» Task instructions:
Pull every line that holds the word "full" from the entries.

» Information given:
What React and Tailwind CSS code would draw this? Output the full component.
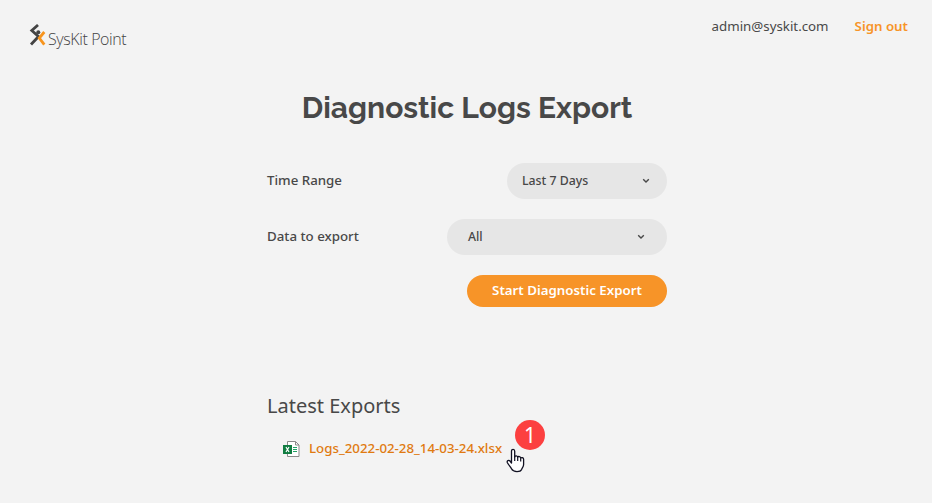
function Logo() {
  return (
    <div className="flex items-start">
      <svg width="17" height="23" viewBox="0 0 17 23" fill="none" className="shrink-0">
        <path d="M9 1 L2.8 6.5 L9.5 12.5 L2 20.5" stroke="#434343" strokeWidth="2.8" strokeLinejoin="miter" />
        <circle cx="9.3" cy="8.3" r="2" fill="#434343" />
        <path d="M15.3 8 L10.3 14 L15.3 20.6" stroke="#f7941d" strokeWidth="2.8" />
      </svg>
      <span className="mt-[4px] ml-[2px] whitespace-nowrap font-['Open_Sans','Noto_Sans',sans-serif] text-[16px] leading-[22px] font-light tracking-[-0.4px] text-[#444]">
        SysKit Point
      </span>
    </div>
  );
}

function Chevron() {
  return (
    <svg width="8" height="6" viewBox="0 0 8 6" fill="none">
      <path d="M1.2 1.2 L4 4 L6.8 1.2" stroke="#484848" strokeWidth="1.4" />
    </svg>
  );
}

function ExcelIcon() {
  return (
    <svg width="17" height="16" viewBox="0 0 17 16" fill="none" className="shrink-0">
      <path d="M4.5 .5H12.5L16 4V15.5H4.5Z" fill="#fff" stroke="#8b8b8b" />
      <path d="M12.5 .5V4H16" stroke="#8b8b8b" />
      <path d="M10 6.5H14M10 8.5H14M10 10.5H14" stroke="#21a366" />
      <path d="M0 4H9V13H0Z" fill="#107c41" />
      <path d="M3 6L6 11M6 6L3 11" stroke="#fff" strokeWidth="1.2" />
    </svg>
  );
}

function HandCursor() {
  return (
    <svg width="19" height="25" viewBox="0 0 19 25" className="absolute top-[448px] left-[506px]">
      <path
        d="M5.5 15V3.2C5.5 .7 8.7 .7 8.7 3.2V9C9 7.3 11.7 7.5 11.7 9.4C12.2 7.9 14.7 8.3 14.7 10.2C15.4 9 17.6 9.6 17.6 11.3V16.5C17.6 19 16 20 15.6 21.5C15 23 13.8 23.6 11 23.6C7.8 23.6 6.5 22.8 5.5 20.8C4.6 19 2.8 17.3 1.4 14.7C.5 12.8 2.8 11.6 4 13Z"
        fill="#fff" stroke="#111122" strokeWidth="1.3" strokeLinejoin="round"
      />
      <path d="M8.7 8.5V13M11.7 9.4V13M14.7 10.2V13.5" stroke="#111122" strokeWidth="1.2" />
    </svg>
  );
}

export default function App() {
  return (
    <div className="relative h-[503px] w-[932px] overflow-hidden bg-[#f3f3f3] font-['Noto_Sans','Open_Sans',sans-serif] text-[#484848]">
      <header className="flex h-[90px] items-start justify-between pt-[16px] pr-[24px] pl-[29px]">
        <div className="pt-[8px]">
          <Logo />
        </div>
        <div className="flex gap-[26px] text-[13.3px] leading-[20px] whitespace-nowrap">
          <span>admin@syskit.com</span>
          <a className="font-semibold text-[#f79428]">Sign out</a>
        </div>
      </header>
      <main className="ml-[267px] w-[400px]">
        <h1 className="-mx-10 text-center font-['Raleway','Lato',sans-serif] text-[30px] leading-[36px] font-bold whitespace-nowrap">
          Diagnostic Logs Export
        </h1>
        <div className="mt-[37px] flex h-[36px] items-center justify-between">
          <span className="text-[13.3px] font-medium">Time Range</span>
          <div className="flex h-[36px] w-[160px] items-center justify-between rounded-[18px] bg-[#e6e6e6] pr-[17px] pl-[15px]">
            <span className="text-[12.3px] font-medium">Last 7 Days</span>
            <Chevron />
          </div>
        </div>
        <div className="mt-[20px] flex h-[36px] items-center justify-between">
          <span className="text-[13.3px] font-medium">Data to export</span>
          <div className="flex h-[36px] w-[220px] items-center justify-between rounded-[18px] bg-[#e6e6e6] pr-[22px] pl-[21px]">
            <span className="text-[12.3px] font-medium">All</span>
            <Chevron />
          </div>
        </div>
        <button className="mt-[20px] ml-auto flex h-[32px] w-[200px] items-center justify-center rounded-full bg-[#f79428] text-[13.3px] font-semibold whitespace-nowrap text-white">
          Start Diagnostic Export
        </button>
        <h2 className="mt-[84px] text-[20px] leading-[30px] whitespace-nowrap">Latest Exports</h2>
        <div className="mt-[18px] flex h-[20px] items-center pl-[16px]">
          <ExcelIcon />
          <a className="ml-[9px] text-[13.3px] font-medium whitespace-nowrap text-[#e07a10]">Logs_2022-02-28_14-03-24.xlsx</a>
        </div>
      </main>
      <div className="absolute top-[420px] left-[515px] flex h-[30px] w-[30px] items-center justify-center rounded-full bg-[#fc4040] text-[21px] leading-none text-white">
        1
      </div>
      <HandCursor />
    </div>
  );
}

==

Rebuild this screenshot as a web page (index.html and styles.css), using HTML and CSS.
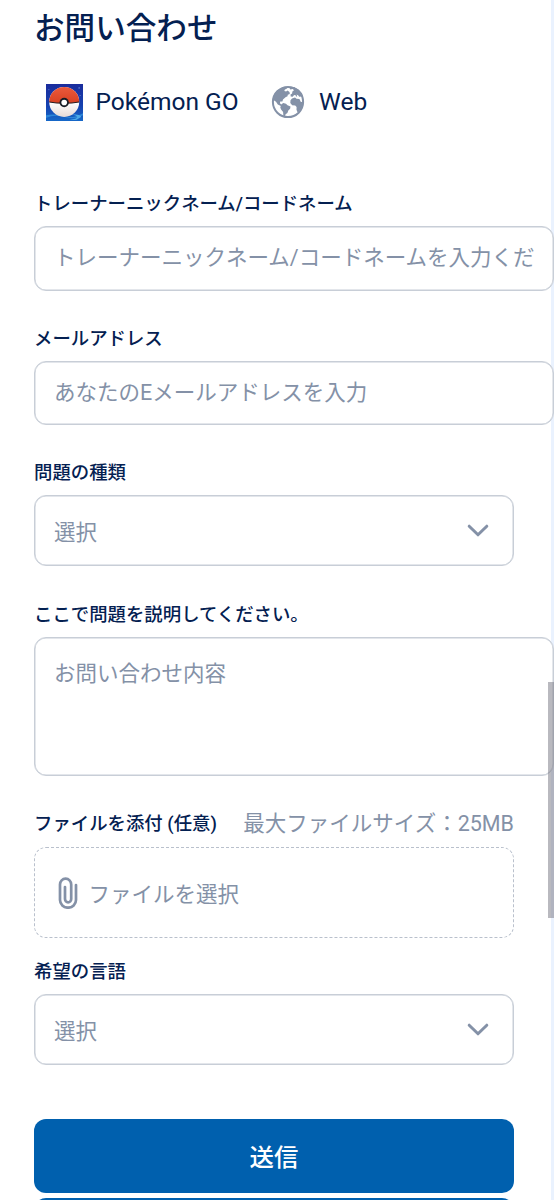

» Solution:
What React and Tailwind CSS code would draw this? Output the full component.
        <button className="mt-[20px] ml-auto flex h-[32px] w-[200px] items-center justify-center rounded-full bg-[#f79428] text-[13.3px] font-semibold whitespace-nowrap text-white">
      <div className="absolute top-[420px] left-[515px] flex h-[30px] w-[30px] items-center justify-center rounded-full bg-[#fc4040] text-[21px] leading-none text-white">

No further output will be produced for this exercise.